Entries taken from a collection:
☆ ☆ ☆ ☆

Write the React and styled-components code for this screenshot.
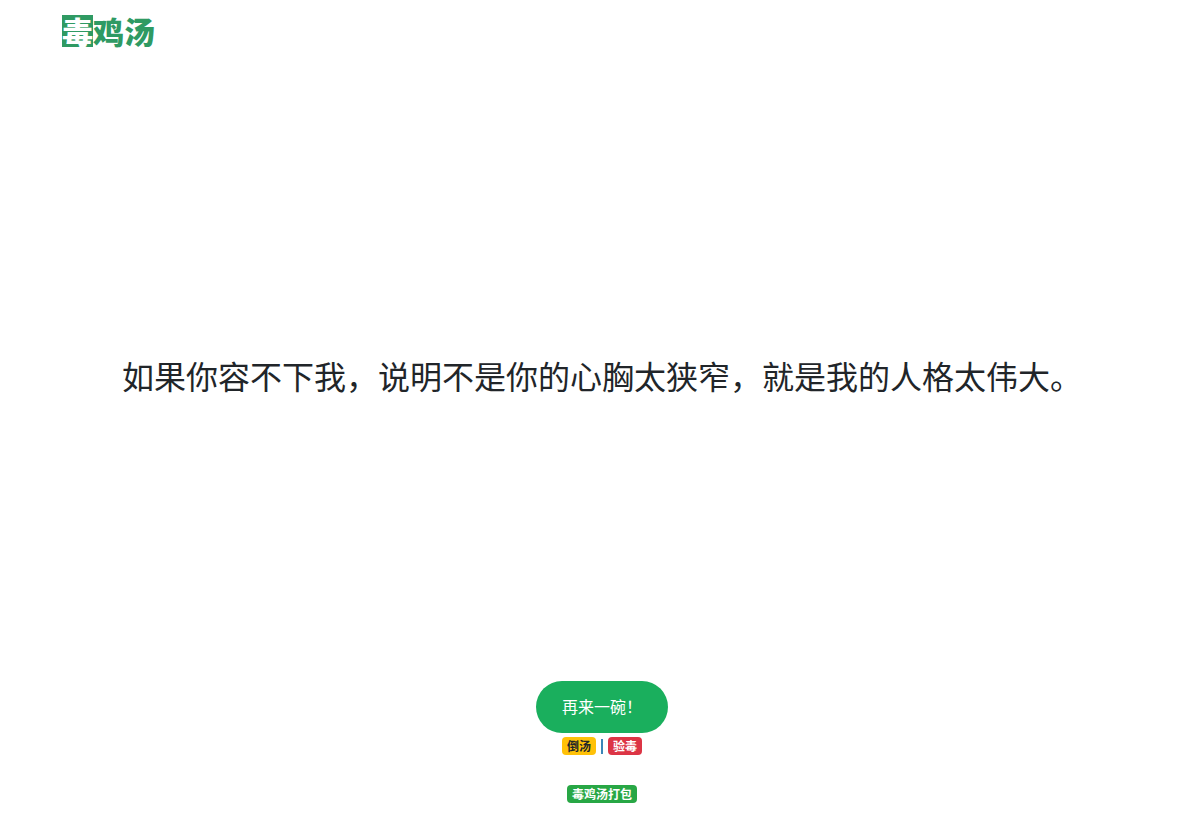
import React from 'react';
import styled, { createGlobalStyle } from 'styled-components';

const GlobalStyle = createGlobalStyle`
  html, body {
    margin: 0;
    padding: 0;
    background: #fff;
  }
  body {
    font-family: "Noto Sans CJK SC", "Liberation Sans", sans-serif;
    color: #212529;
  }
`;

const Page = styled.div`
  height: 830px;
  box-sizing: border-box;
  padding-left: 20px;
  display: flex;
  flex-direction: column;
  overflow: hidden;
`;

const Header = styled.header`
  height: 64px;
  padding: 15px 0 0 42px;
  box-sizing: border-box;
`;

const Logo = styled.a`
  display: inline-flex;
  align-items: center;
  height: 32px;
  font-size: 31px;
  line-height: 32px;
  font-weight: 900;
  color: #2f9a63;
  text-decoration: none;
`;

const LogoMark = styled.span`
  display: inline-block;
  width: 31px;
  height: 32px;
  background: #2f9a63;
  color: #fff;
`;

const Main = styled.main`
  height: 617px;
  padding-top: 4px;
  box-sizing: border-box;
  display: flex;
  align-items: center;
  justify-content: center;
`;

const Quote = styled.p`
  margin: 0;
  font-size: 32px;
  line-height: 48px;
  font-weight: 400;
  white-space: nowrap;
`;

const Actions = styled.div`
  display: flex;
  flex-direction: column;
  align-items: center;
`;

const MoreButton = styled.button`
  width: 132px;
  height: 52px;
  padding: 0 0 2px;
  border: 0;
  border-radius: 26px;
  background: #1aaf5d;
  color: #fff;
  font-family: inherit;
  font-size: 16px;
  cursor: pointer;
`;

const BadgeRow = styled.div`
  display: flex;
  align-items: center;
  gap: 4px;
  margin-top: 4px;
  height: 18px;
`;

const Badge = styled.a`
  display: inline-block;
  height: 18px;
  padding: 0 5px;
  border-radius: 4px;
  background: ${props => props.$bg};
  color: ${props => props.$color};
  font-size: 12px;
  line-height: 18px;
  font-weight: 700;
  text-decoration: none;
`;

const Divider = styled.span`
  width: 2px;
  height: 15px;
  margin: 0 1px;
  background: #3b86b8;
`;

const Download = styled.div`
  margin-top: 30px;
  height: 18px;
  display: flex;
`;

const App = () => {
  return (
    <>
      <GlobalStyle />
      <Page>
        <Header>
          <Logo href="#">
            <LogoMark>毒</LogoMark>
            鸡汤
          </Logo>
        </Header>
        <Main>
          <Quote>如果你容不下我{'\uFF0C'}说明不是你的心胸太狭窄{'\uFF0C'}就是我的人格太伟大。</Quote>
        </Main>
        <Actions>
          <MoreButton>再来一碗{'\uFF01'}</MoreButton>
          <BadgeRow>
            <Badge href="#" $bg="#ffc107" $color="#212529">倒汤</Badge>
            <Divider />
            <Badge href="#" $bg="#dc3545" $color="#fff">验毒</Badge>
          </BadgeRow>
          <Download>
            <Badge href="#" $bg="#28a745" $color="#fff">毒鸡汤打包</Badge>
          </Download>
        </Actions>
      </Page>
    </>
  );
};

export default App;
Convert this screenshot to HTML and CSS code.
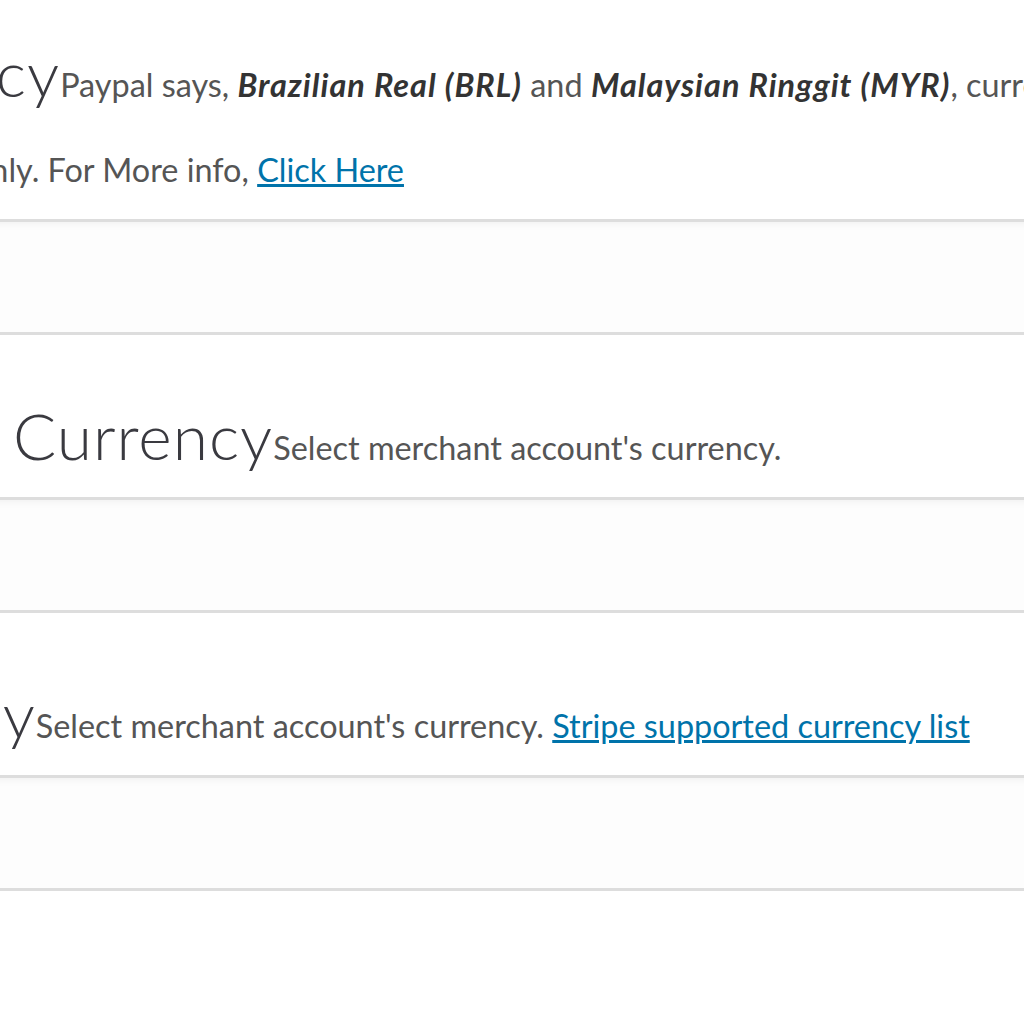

☆ ☆ ☆ ☆

## What is asked
Give the data again exactly as written, with all pictures left out.

## Correct result
Write the React and styled-components code for this screenshot.
import React from 'react';
import styled, { createGlobalStyle } from 'styled-components';

const GlobalStyle = createGlobalStyle`
  html, body {
    margin: 0;
    padding: 0;
    background: #fff;
  }
  body {
    font-family: "Noto Sans CJK SC", "Liberation Sans", sans-serif;
    color: #212529;
  }
`;

const Page = styled.div`
  height: 830px;
  box-sizing: border-box;
  padding-left: 20px;
  display: flex;
  flex-direction: column;
  overflow: hidden;
`;

const Header = styled.header`
  height: 64px;
  padding: 15px 0 0 42px;
  box-sizing: border-box;
`;

const Logo = styled.a`
  display: inline-flex;
  align-items: center;
  height: 32px;
  font-size: 31px;
  line-height: 32px;
  font-weight: 900;
  color: #2f9a63;
  text-decoration: none;
`;

const LogoMark = styled.span`
  display: inline-block;
  width: 31px;
  height: 32px;
  background: #2f9a63;
  color: #fff;
`;

const Main = styled.main`
  height: 617px;
  padding-top: 4px;
  box-sizing: border-box;
  display: flex;
  align-items: center;
  justify-content: center;
`;

const Quote = styled.p`
  margin: 0;
  font-size: 32px;
  line-height: 48px;
  font-weight: 400;
  white-space: nowrap;
`;

const Actions = styled.div`
  display: flex;
  flex-direction: column;
  align-items: center;
`;

const MoreButton = styled.button`
  width: 132px;
  height: 52px;
  padding: 0 0 2px;
  border: 0;
  border-radius: 26px;
  background: #1aaf5d;
  color: #fff;
  font-family: inherit;
  font-size: 16px;
  cursor: pointer;
`;

const BadgeRow = styled.div`
  display: flex;
  align-items: center;
  gap: 4px;
  margin-top: 4px;
  height: 18px;
`;

const Badge = styled.a`
  display: inline-block;
  height: 18px;
  padding: 0 5px;
  border-radius: 4px;
  background: ${props => props.$bg};
  color: ${props => props.$color};
  font-size: 12px;
  line-height: 18px;
  font-weight: 700;
  text-decoration: none;
`;

const Divider = styled.span`
  width: 2px;
  height: 15px;
  margin: 0 1px;
  background: #3b86b8;
`;

const Download = styled.div`
  margin-top: 30px;
  height: 18px;
  display: flex;
`;

const App = () => {
  return (
    <>
      <GlobalStyle />
      <Page>
        <Header>
          <Logo href="#">
            <LogoMark>毒</LogoMark>
            鸡汤
          </Logo>
        </Header>
        <Main>
          <Quote>如果你容不下我{'\uFF0C'}说明不是你的心胸太狭窄{'\uFF0C'}就是我的人格太伟大。</Quote>
        </Main>
        <Actions>
          <MoreButton>再来一碗{'\uFF01'}</MoreButton>
          <BadgeRow>
            <Badge href="#" $bg="#ffc107" $color="#212529">倒汤</Badge>
            <Divider />
            <Badge href="#" $bg="#dc3545" $color="#fff">验毒</Badge>
          </BadgeRow>
          <Download>
            <Badge href="#" $bg="#28a745" $color="#fff">毒鸡汤打包</Badge>
          </Download>
        </Actions>
      </Page>
    </>
  );
};

export default App;
Convert this screenshot to HTML and CSS code.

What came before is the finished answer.